2nd December 1994 at 00:00
Q Our school has obtained a report from the examination board on the performance of our candidates in a particular subject last summer. One parent is demanding to see it. Can she?

A Schools sometimes seek reports from the board when a particular set of results seems to be seriously out of line with what teachers had been expecting, or with results in other subjects.

The information can be helpful to a head, who needs to know that the teachers are doing their job properly, and to teachers, who need to know whether they have fallen short in their preparation or have simply been let down by their students.

The information is for those professional purposes and it is not a report on the performance of individual students. There is a separate process for reviewing the marking of an individual.

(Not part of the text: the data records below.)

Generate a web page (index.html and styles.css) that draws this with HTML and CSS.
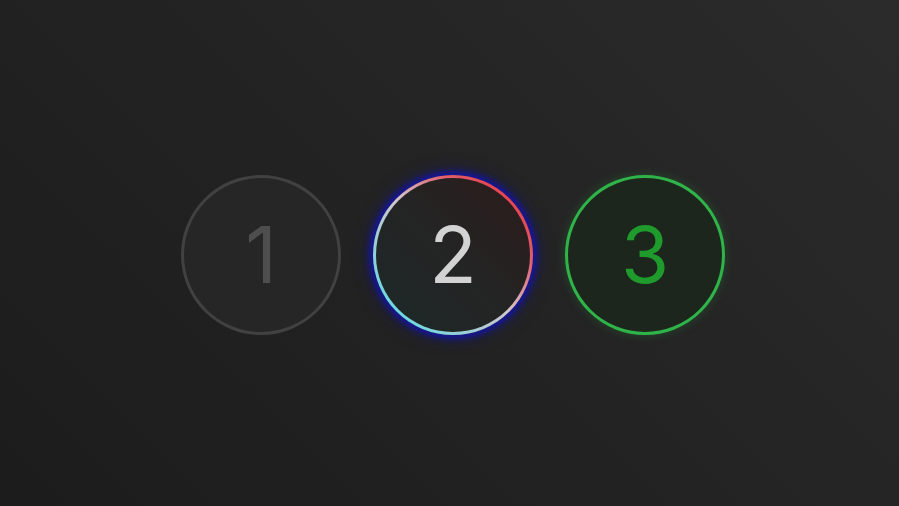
FILE: index.html
```html
<!DOCTYPE html>
<html>
<head>
<meta charset="utf-8">
<link rel="stylesheet" href="styles.css">
</head>
<body>
<main class="stage">
  <div class="steps">
    <div class="step step-idle"><span class="num">1</span></div>
    <div class="step step-active"><span class="num">2</span></div>
    <div class="step step-done"><span class="num">3</span></div>
  </div>
</main>
</body>
</html>
```
FILE: styles.css
```css
html, body {
  margin: 0;
  padding: 0;
  width: 100%;
  height: 100%;
}
body {
  background: linear-gradient(45deg, #1c1c1c 0%, #232323 50%, #2b2b2b 100%);
  font-family: "Inter", "Lato", sans-serif;
  overflow: hidden;
}
.stage {
  height: 506px;
  display: flex;
  align-items: center;
  justify-content: center;
  box-sizing: border-box;
  padding: 4px 0 0 7px;
}
.steps {
  display: flex;
  gap: 32px;
}
.step {
  width: 160px;
  height: 160px;
  box-sizing: border-box;
  border-radius: 50%;
  border: 3px solid transparent;
  display: flex;
  align-items: center;
  justify-content: center;
}
.num {
  font-size: 78px;
  font-weight: 400;
  line-height: 1;
  margin-top: -1px;
}
.step-idle {
  border-color: #414141;
  background: #262626;
}
.step-idle .num {
  color: #4e4e4e;
}
.step-active {
  background:
    linear-gradient(45deg, #1d2828 0%, #242424 50%, #2c1b1b 100%) padding-box,
    linear-gradient(45deg, #3ee6ee 0%, #8fd0d8 25%, #d2c6cc 50%, #e06070 72%, #f0262e 100%) border-box;
  box-shadow: 0 0 6px 3px #1414a8, 0 0 16px 4px rgba(20, 20, 140, 0.5);
}
.step-active .num {
  color: #d3d3d3;
}
.step-done {
  border-color: #2fb44a;
  background: #1d261d;
  box-shadow: 0 0 10px 1px rgba(40, 160, 60, 0.25);
}
.step-done .num {
  color: #1f9a2c;
}
```
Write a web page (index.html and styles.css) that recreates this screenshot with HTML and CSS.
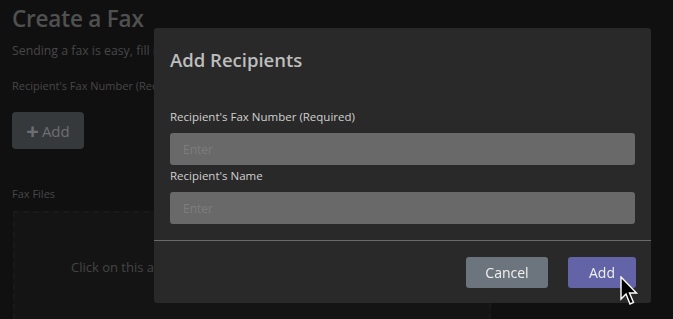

Parents do not have a right to see professional reports of this kind, which are general in their nature and do not identify individual performances. How the head deals with the parental complaint is, therefore, a matter of professional judgment. If the report reveals serious weaknesses, the head may wish to share it with the governing body, in order to seek support for remedial action.

Q We have fitted seat-belts in our school mini-bus. What are the legal responsibilities of teachers, whether driving or not, to ensure that pupils are wearing them at all times ?

A Where seat-belts are fitted, they should be worn. A notice to that effect should be displayed in the vehicle and the teacher in charge should make a visual check before starting.

Where there is a teacher, or other responsible adult, travelling as a passenger, it should be easy to ensure that pupils remain "belted up". Where the driver is the only adult, it is impossible to maintain such close supervision, although a responsible youngster might be told to keep an eye on the others.

Where the teacher in charge has taken reasonable steps to ensure appropriate safety standards, the law should be satisfied.